No, only the very final line break is tossed.
The above value would end with just two line
breaks. If it wasn't chomped it would have
ended with three.

> # And this has *nothing* to do with the
> # comment here...

No, the final line break can be tossed as
soon as the parser sees the '#' character.

> # ... But, since this may not
> # have been comment, they'd have to be
> # stored in a buffer... just in case.
> ...

No, since this '#' is known to be a comment
(it is less indented), no lookahead buffer
is required.

What (D) doesn't solve is the ability to chomp a
series of trailing line breaks. If you want that
you'd have to write them this way:

key: ]
     some value, empty lines

     are always content lines.
#

# empty lines are comments after
# the first explicit comment line.
...

Note that the explicit comment line may be a single
'#' indicating the end of the value. The '#' works
as a sort of "close block" indicator - it makes
visual sense, actually, as demonstrated by the above.

> | That said, C is an interesting notion...
> 
> BTW, Option "C" aligns with our notion of
> a double NL in a folded scalar becoming a
> single NL.   Brian?  How are you on option "C"?

Well, chomping also applies to blocks... but
it is a good point that a series of NL is
already a special case in folded, so giving
it a special case in a block isn't that bad.

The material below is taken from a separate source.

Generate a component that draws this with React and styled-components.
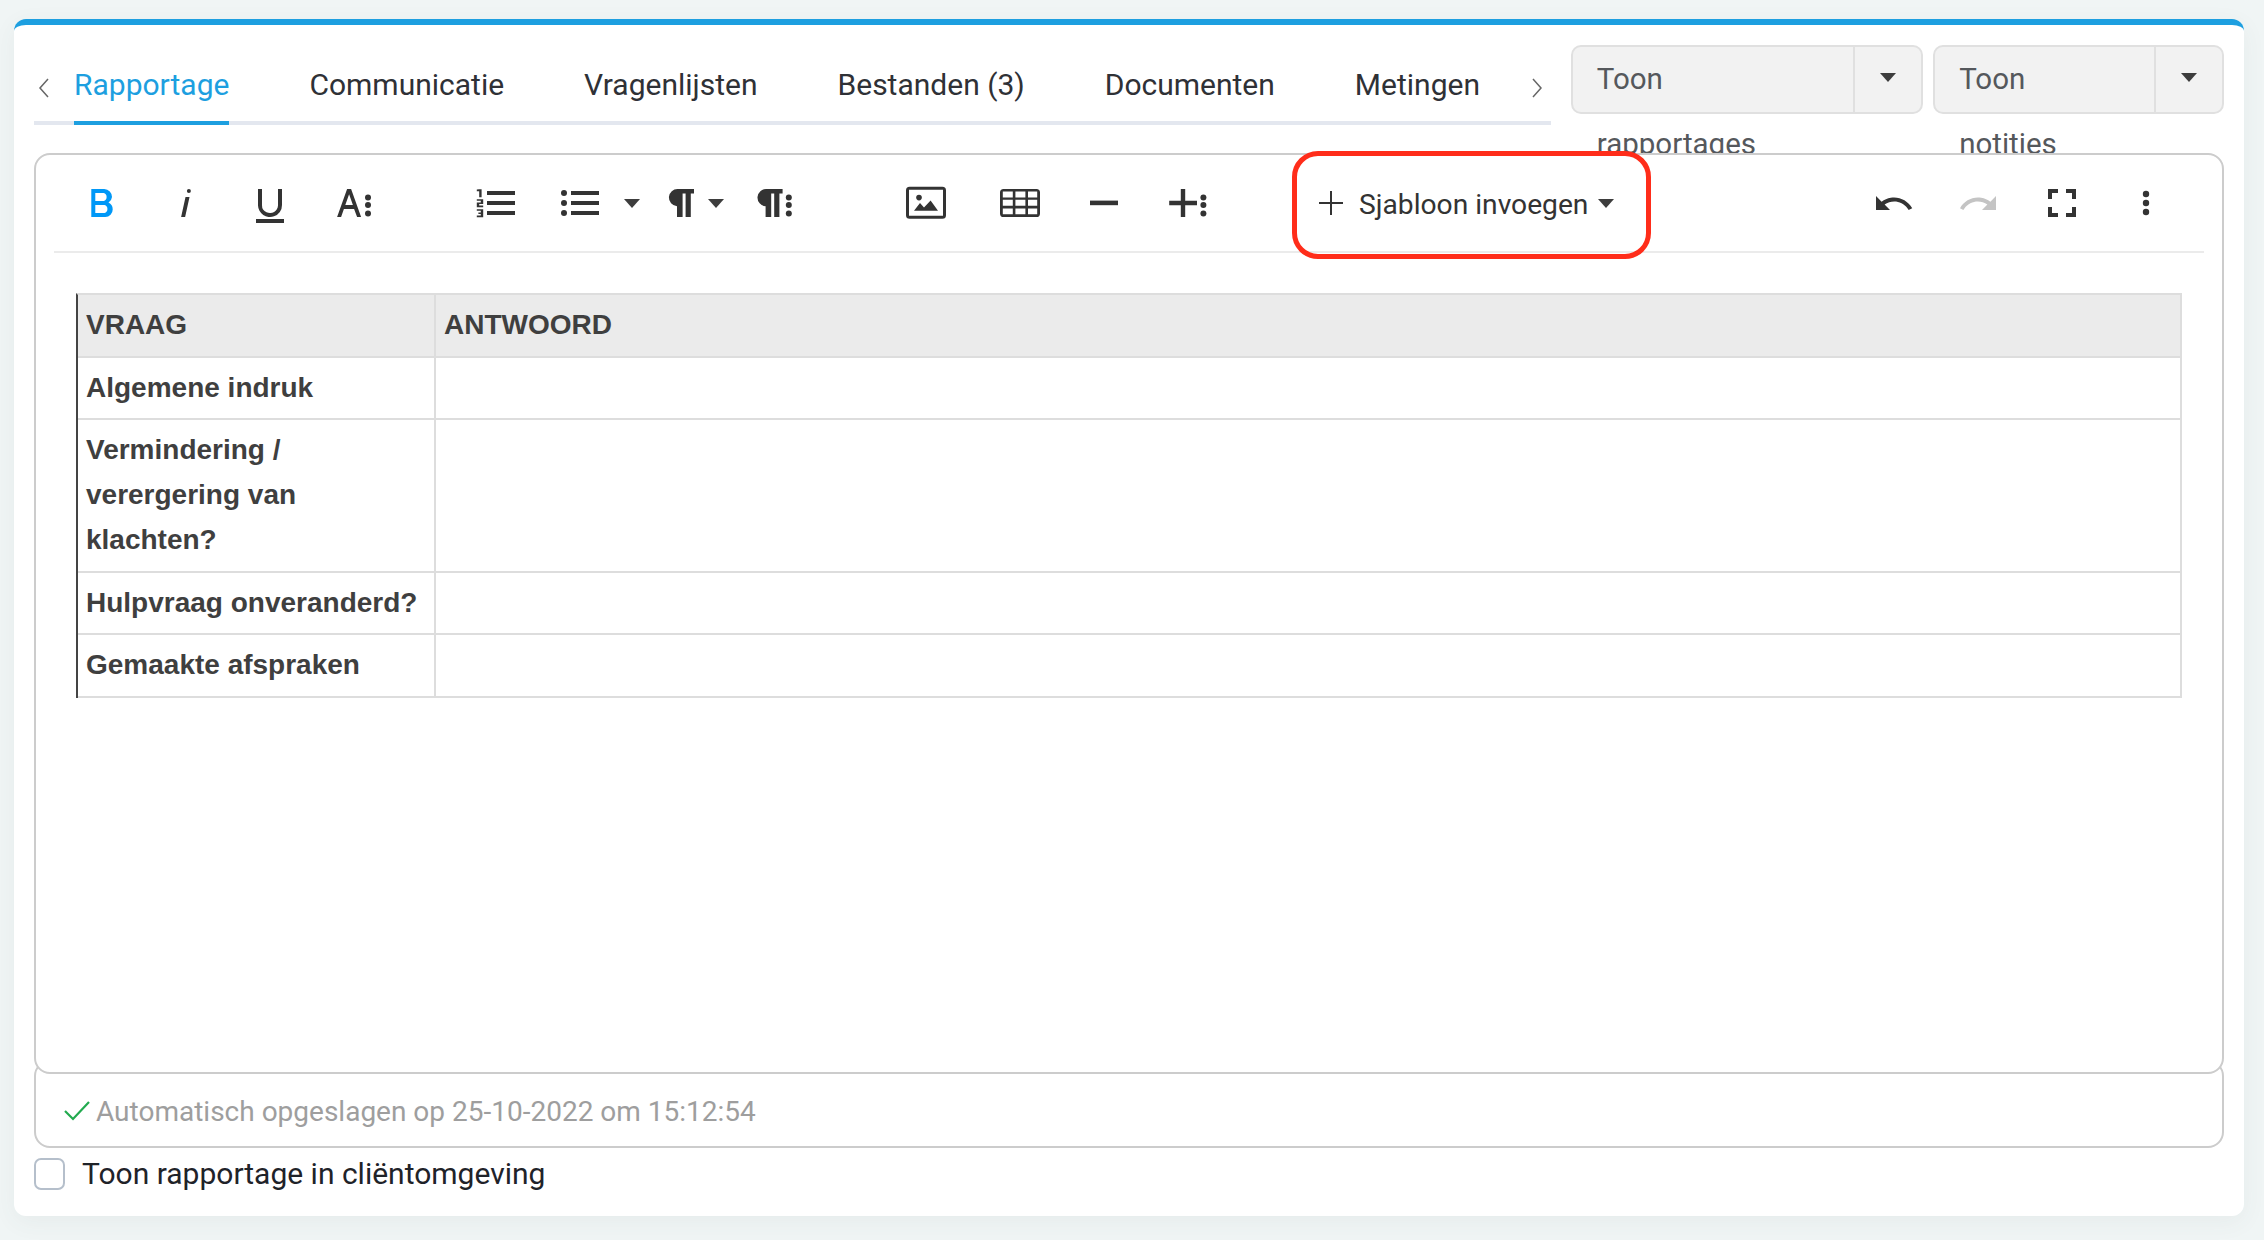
import React from "react";
import styled, { createGlobalStyle } from "styled-components";

const GlobalStyle = createGlobalStyle`
  html, body {
    margin: 0;
    height: 100%;
    overflow: hidden;
    background-color: #f0f5f5;
  }
  * {
    box-sizing: border-box;
  }
`;

const Card = styled.div`
  width: 2230px;
  height: 1197px;
  margin: 19px 0 0 14px;
  padding: 20px 20px 0;
  background-color: #fff;
  border-top: 6px solid #1d9fe0;
  border-radius: 12px;
  box-shadow: 0 6px 24px rgba(60, 80, 80, 0.06);
  font-family: Roboto, "Liberation Sans", sans-serif;
`;

const Header = styled.div`
  display: flex;
  align-items: flex-start;
`;

const TabNav = styled.nav`
  display: flex;
  align-items: flex-start;
  width: 1518px;
  height: 80px;
  margin-right: 20px;
  box-shadow: inset 0 -4px 0 #e3e7ef;
`;

const Chevron = styled.span`
  display: flex;
  align-items: center;
  width: ${(props) => props.$width}px;
  height: 76px;
  padding: 10px 0 0 ${(props) => props.$inset}px;
  margin-left: ${(props) => (props.$end ? "auto" : "0")};
`;

const TabList = styled.div`
  display: flex;
  gap: 80px;
`;

const Tab = styled.a`
  display: block;
  height: 80px;
  padding-top: 4px;
  line-height: 72px;
  font-size: 30px;
  color: ${(props) => (props.$active ? "#1d9fe0" : "#2f3136")};
  border-bottom: 4px solid ${(props) => (props.$active ? "#1d9fe0" : "transparent")};
`;

const SplitButton = styled.div`
  display: flex;
  height: 69px;
  margin-right: 10px;
  background-color: #f2f2f2;
  border: 2px solid #e0e0e0;
  border-radius: 10px;
  color: #55585c;
  font-size: 29.5px;
  &:last-child {
    margin-right: 0;
  }
`;

const SplitLabel = styled.span`
  padding: 0 24px;
  line-height: 65px;
  border-right: 2px solid #e0e0e0;
`;

const SplitCaret = styled.span`
  display: flex;
  align-items: center;
  justify-content: center;
  width: 66px;
  padding-bottom: 4px;
`;

const Caret = styled.span`
  display: block;
  flex: none;
  margin-left: ${(props) => props.$gap || 0}px;
  border-style: solid;
  border-width: 9px 8px 0;
  border-color: #3d3d3d transparent transparent;
`;

const Editor = styled.div`
  position: relative;
  z-index: 1;
  height: 921px;
  margin-top: 28px;
  background-color: #fff;
  border: 2px solid #ccc;
  border-radius: 16px;
`;

const Toolbar = styled.div`
  display: flex;
  align-items: center;
  height: 98px;
  margin: 0 18px;
  padding: 0 16px 0 6px;
  border-bottom: 2px solid #ebebeb;
`;

const ToolButton = styled.button`
  display: flex;
  align-items: center;
  justify-content: center;
  flex: none;
  width: ${(props) => props.$width || 84}px;
  height: 96px;
  margin-left: ${(props) => props.$gap || 0}px;
  padding: 0;
  background: none;
  border: 0;
  color: ${(props) => props.$color || "#333"};
`;

const Glyph = styled.svg`
  display: block;
  width: 48px;
  height: 48px;
  fill: currentColor;
`;

const TemplateButton = styled.button`
  position: relative;
  display: flex;
  align-items: center;
  flex: none;
  width: 351px;
  height: 96px;
  margin-left: 66px;
  margin-right: auto;
  padding: 0 0 0 23px;
  background: none;
  border: 0;
  color: #333;
  font-family: inherit;
  font-size: 28.2px;
`;

const TemplateLabel = styled.span`
  margin-left: 16px;
  padding-top: 3px;
`;

const Highlight = styled.span`
  position: absolute;
  top: -4px;
  right: -4px;
  bottom: -8px;
  left: -4px;
  border: 5px solid #ff2d1a;
  border-radius: 26px;
`;

const Body = styled.div`
  padding: 40px 40px 0;
`;

const QuestionTable = styled.table`
  width: 2106px;
  border-spacing: 0;
  border-collapse: separate;
  border-top: 2px solid #ddd;
  border-left: 2px solid #444;
  font-family: "Liberation Sans", Arial, sans-serif;
  font-size: 28px;
  font-weight: 700;
  line-height: 44.7px;
  color: #3f3f3f;
`;

const Cell = styled.td`
  width: ${(props) => props.$width || "auto"};
  padding: 8px;
  text-align: left;
  background-color: ${(props) => (props.$head ? "#ebebeb" : "#fff")};
  border-right: 2px solid #ddd;
  border-bottom: 2px solid #ddd;
`;

const Footer = styled.div`
  display: flex;
  align-items: center;
  gap: 6px;
  height: 88px;
  margin-top: -14px;
  padding: 14px 0 0 28px;
  border: 2px solid #ccc;
  border-radius: 16px;
  color: #9e9e9e;
  font-size: 28px;
`;

const CheckRow = styled.label`
  display: flex;
  align-items: center;
  gap: 17px;
  margin-top: 8px;
  color: #1f2329;
  font-size: 30px;
`;

const CheckBox = styled.span`
  display: block;
  width: 31px;
  height: 32px;
  background-color: #fff;
  border: 2px solid #b5bfcb;
  border-radius: 7px;
`;

const TABS = ["Rapportage", "Communicatie", "Vragenlijsten", "Bestanden (3)", "Documenten", "Metingen"];

const ROWS = [
  ["Algemene indruk"],
  ["Vermindering /", "verergering van", "klachten?"],
  ["Hulpvraag onveranderd?"],
  ["Gemaakte afspraken"],
];

const Dots = ({ cx }) => (
  <>
    <circle cx={cx} cy="9.2" r="1.5" />
    <circle cx={cx} cy="13" r="1.5" />
    <circle cx={cx} cy="17.200" r="1.5" />
  </>
);

const ChevronIcon = ({ points }) => (
  <svg width="12" height="20" viewBox="0 0 12 20" fill="none" stroke="#666" strokeWidth="1.5">
    <polyline points={points} />
  </svg>
);

const Icon = ({ children }) => <Glyph viewBox="0 0 24 24">{children}</Glyph>;

const Rapport = () => (
  <Card>
    <Header>
      <TabNav>
        <Chevron $width={40} $inset={4}>
          <ChevronIcon points="10,1 2,10 10,19" />
        </Chevron>
        <TabList>
          {TABS.map((tab, i) => (
            <Tab key={tab} $active={i === 0}>
              {tab}
            </Tab>
          ))}
        </TabList>
        <Chevron $end $width={22} $inset={2}>
          <ChevronIcon points="2,1 10,10 2,19" />
        </Chevron>
      </TabNav>
      <SplitButton>
        <SplitLabel>Toon rapportages</SplitLabel>
        <SplitCaret>
          <Caret />
        </SplitCaret>
      </SplitButton>
      <SplitButton>
        <SplitLabel>Toon notities</SplitLabel>
        <SplitCaret>
          <Caret />
        </SplitCaret>
      </SplitButton>
    </Header>

    <Editor>
      <Toolbar>
        <ToolButton $color="#0098f7">
          <Icon>
            <path d="M15.25,11.8A3.68,3.68,0,0,0,17,9a3.93,3.93,0,0,0-3.86-4H6.65V19h7a3.74,3.74,0,0,0,3.7-3.78V15.1A3.64,3.64,0,0,0,15.25,11.8ZM8.65,7h4.2a2.1,2.1,0,0,1,0,4H8.65Zm4.6,10H8.65V13h4.6a2.1,2.1,0,0,1,0,4Z" />
          </Icon>
        </ToolButton>
        <ToolButton>
          <Icon>
            <path d="M11.76,9h2l-2.2,10h-2Zm1.68-4a1,1,0,1,0,1,1,1,1,0,0,0-1-1Z" />
          </Icon>
        </ToolButton>
        <ToolButton>
          <Icon>
            <path d="M19,20v2H5V20Zm-3-6.785a4,4,0,0,1-5.74,3.4A3.75,3.75,0,0,1,8,13.085V5.005H6v8.21a6,6,0,0,0,8,5.44,5.851,5.851,0,0,0,4-5.65v-8H16Z" />
          </Icon>
        </ToolButton>
        <ToolButton>
          <Icon>
            <path d="M13.55,19h2l-5-14h-2l-5,14h2l1.4-4h5.1Zm-5.9-6,1.9-5.4,1.9,5.4Z" />
            <Dots cx="19" />
          </Icon>
        </ToolButton>

        <ToolButton $gap={58}>
          <Icon>
            <path d="M7.5 6h14v2h-14zM7.5 11h14v2h-14zM7.5 16h14v2h-14z" />
            <path d="M3.6 5.100h1.200v4H3.600V6.100H2.400v-.8zM2.400 10.100h3.200v2.400H3.600v.8h2v.8H2.400v-2.400h2v-.8h-2zM2.400 15.100h3.200v4H2.400v-.8h2v-.8H3.200v-.8h1.200v-.8h-2z" />
          </Icon>
        </ToolButton>
        <ToolButton>
          <Icon>
            <circle cx="4" cy="7" r="1.5" />
            <circle cx="4" cy="12" r="1.5" />
            <circle cx="4" cy="17" r="1.5" />
            <path d="M7.5 6h14v2h-14zM7.5 11h14v2h-14zM7.5 16h14v2h-14z" />
          </Icon>
        </ToolButton>
        <Caret $gap={2} />
        <ToolButton $gap={18} $width={48}>
          <Icon>
            <path d="M18 5H10a4.300 4.300 0 0 0-.5 8.600V19h2.800V7.300h1.500V19h2.600V7.300H18z" />
          </Icon>
        </ToolButton>
        <Caret $gap={2} />
        <ToolButton $gap={9}>
          <Icon>
            <path d="M15.800 5H7.800a4.300 4.300 0 0 0-.5 8.600V19h2.800V7.300h1.500V19h2.600V7.300h1.600z" />
            <Dots cx="18.900" />
          </Icon>
        </ToolButton>

        <ToolButton $gap={67}>
          <Icon>
            <path
              fillRule="evenodd"
              d="M3.800 3.900h16.400A1.800 1.800 0 0 1 22 5.700v12.400a1.800 1.800 0 0 1-1.800 1.800H3.800A1.800 1.800 0 0 1 2 18.100V5.700a1.800 1.800 0 0 1 1.800-1.800zM3.500 5.400v13h17v-13z"
            />
            <circle cx="8.500" cy="9.300" r="1.400" />
            <path d="M6 15.900l3-3.900 2 2.300 3.300-3.500 3.700 5.100z" />
          </Icon>
        </ToolButton>
        <ToolButton $gap={10}>
          <Icon>
            <path
              fillRule="evenodd"
              d="M3.800 5h16.400A1.800 1.800 0 0 1 22 6.800v10.400a1.800 1.800 0 0 1-1.800 1.800H3.800A1.800 1.800 0 0 1 2 17.200V6.800A1.800 1.800 0 0 1 3.800 5zM3.400 6.300v2.900h5v-2.900zM9.700 6.300v2.900h5v-2.900zM16 6.300v2.900h4.600v-2.900zM3.400 10.400v3h5v-3zM9.700 10.400v3h5v-3zM16 10.400v3h4.600v-3zM3.400 14.700v2.900h5v-2.900zM9.700 14.700v2.900h5v-2.900zM16 14.700v2.900h4.600v-2.900z"
            />
          </Icon>
        </ToolButton>
        <ToolButton>
          <Icon>
            <path d="M5 10.800h14v2.300H5z" />
          </Icon>
        </ToolButton>
        <ToolButton>
          <Icon>
            <path d="M8.400 5h2.200v5.900h5.900v2.200h-5.900V19H8.400v-5.900H2.600v-2.200h5.800z" />
            <Dots cx="19.700" />
          </Icon>
        </ToolButton>

        <TemplateButton>
          <svg width="24" height="24" viewBox="0 0 24 24" fill="none" stroke="#333" strokeWidth="2">
            <path d="M12 0v24M0 12h24" />
          </svg>
          <TemplateLabel>Sjabloon invoegen</TemplateLabel>
          <Caret $gap={10} />
          <Highlight />
        </TemplateButton>

        <ToolButton>
          <Icon>
            <path d="M10.400,9.400c-1.700,0.300-3.200,0.900-4.600,2L3,8.500v7h7l-2.700-2.700c3.700-2.600,8.800-1.800,11.500,1.900c0.200,0.300,0.400,0.500,0.500,0.800l1.800-0.900C18.900,10.800,14.700,8.700,10.400,9.400z" />
          </Icon>
        </ToolButton>
        <ToolButton $color="#c4c4c4">
          <Icon>
            <path d="M13.600,9.400c1.700,0.300,3.200,0.900,4.600,2L21,8.500v7h-7l2.700-2.700C13,10.200,7.900,11,5.200,14.700c-0.200,0.300-0.400,0.500-0.500,0.800L3,14.600C5.100,10.800,9.300,8.700,13.600,9.400z" />
          </Icon>
        </ToolButton>
        <ToolButton>
          <Icon>
            <path d="M5 5h5v2H7v3H5zM14 5h5v5h-2V7h-3zM5 14h2v3h3v2H5zM17 14h2v5h-5v-2h3z" />
          </Icon>
        </ToolButton>
        <ToolButton>
          <Icon>
            <circle cx="12" cy="7.500" r="1.600" />
            <circle cx="12" cy="12" r="1.600" />
            <circle cx="12" cy="16.500" r="1.600" />
          </Icon>
        </ToolButton>
      </Toolbar>

      <Body>
        <QuestionTable>
          <tbody>
            <tr>
              <Cell $head $width="358px">VRAAG</Cell>
              <Cell $head>ANTWOORD</Cell>
            </tr>
            {ROWS.map((lines) => (
              <tr key={lines[0]}>
                <Cell>
                  {lines.map((line) => (
                    <div key={line}>{line}</div>
                  ))}
                </Cell>
                <Cell />
              </tr>
            ))}
          </tbody>
        </QuestionTable>
      </Body>
    </Editor>

    <Footer>
      <svg width="26" height="20" viewBox="0 0 26 20" fill="none" stroke="#22aa4f" strokeWidth="2.200">
        <polyline points="1,10 9,18 25,1" />
      </svg>
      <span>Automatisch opgeslagen op 25-10-2022 om 15:12:54</span>
    </Footer>

    <CheckRow>
      <CheckBox />
      Toon rapportage in cliëntomgeving
    </CheckRow>
  </Card>
);

const App = () => (
  <>
    <GlobalStyle />
    <Rapport />
  </>
);

export default App;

I still think option (D) is better - the file
is more "structured": one can break it into
a sequence of "chunks", where each chunk is
either a complete node (without the content,
for a branch node) or a comment... That would
make the syntax model that much simpler, and
hence make editing tools easier. Allowing
content lines to mix with comment lines seems
so *messy*, somehow...

In our tradition of erring on the side of
human convenience rather than processing
simplicity I'm willing to go with C, if
both of you feel it is worth the complexity.

Have fun,

	Oren Ben-Kiki